■ Task description ■
Please copy every line of the records below that holds the word "styled".

■ Data for this task ■
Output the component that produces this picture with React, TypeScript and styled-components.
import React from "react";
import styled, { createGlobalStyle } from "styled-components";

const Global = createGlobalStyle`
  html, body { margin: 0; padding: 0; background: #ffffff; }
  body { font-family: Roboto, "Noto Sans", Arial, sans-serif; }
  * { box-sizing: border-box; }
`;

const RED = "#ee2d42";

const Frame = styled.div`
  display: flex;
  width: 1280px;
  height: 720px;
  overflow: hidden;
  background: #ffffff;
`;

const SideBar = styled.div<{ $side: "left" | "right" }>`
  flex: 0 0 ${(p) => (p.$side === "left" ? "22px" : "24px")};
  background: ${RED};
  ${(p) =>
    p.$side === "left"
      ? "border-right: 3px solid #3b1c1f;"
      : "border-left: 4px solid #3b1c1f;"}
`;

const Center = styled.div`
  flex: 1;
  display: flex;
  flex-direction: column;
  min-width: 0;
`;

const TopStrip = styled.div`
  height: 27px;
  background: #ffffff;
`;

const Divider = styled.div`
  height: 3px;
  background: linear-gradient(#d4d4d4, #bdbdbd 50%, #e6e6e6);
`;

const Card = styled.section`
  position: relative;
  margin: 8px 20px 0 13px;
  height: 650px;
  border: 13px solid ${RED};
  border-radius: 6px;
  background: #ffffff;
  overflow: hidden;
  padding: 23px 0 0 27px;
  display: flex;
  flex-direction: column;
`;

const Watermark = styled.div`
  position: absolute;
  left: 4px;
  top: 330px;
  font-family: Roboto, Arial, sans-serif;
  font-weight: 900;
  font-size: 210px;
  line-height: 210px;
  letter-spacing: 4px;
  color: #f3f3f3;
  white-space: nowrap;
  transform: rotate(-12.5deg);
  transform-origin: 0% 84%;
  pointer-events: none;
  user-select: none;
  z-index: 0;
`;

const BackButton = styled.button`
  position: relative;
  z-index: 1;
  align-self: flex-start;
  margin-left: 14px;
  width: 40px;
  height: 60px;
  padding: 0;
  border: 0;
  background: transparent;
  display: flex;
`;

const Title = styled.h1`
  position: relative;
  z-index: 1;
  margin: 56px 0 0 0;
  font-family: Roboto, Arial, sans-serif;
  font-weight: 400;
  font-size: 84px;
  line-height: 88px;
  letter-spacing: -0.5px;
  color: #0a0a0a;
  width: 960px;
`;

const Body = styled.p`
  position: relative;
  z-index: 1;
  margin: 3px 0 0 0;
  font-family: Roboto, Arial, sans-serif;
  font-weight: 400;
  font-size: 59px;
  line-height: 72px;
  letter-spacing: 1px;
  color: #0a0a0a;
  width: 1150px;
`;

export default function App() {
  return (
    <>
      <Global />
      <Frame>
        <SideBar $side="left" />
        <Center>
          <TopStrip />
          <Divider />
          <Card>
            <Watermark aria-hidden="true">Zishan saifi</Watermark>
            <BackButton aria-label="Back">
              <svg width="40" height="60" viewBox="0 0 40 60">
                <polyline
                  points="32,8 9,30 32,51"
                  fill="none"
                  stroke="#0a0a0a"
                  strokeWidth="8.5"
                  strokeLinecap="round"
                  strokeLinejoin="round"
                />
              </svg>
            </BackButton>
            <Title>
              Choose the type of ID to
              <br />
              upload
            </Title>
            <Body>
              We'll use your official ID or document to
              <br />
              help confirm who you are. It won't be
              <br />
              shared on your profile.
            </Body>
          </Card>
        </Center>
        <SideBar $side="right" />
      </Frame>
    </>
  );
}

* * *

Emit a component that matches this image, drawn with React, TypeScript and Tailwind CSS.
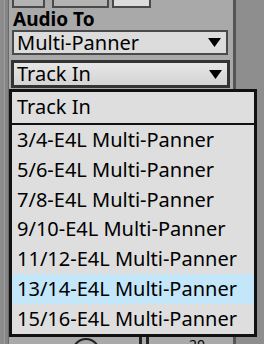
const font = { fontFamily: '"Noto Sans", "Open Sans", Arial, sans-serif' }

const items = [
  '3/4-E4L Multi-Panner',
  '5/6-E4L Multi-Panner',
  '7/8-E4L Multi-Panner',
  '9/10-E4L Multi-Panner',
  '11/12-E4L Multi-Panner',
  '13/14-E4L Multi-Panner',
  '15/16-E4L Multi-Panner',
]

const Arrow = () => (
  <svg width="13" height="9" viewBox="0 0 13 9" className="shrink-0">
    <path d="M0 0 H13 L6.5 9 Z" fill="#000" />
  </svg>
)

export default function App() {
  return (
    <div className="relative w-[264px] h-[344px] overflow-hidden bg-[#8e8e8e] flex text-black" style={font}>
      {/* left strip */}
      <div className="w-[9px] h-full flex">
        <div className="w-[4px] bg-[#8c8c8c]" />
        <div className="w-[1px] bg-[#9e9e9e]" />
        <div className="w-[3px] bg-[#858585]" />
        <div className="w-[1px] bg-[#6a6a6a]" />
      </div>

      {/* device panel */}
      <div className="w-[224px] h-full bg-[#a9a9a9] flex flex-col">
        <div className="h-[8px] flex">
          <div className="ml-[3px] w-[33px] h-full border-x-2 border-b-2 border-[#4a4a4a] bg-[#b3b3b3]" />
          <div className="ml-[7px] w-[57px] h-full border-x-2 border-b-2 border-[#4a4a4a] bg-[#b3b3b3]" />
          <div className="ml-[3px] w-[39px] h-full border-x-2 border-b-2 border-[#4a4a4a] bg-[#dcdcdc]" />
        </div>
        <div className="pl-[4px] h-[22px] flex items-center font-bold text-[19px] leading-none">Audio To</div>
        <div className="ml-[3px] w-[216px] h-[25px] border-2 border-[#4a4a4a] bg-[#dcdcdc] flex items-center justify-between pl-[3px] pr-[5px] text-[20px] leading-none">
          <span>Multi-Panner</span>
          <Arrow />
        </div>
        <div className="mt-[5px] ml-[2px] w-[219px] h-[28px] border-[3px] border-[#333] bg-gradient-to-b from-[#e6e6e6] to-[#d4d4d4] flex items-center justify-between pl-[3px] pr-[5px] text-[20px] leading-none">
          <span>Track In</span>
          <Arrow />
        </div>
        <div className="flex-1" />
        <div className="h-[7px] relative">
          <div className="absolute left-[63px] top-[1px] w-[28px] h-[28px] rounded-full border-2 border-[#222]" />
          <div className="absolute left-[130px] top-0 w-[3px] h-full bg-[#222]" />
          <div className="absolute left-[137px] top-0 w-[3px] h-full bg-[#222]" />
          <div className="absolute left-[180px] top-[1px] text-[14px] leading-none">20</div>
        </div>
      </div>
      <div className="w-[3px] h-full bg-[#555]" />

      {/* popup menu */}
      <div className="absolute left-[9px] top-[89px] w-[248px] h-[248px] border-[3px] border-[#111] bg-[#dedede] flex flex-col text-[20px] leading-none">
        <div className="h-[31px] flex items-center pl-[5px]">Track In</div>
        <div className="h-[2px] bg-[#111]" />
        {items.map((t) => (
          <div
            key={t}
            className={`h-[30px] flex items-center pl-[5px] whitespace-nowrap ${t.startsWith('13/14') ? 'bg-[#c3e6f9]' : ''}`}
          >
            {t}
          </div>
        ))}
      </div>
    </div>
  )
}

■ Full solution ■
Output the component that produces this picture with React, TypeScript and styled-components.
import styled, { createGlobalStyle } from "styled-components";
const Frame = styled.div`
const SideBar = styled.div<{ $side: "left" | "right" }>`
const Center = styled.div`
const TopStrip = styled.div`
const Divider = styled.div`
const Card = styled.section`
const Watermark = styled.div`
const BackButton = styled.button`
const Title = styled.h1`
const Body = styled.p`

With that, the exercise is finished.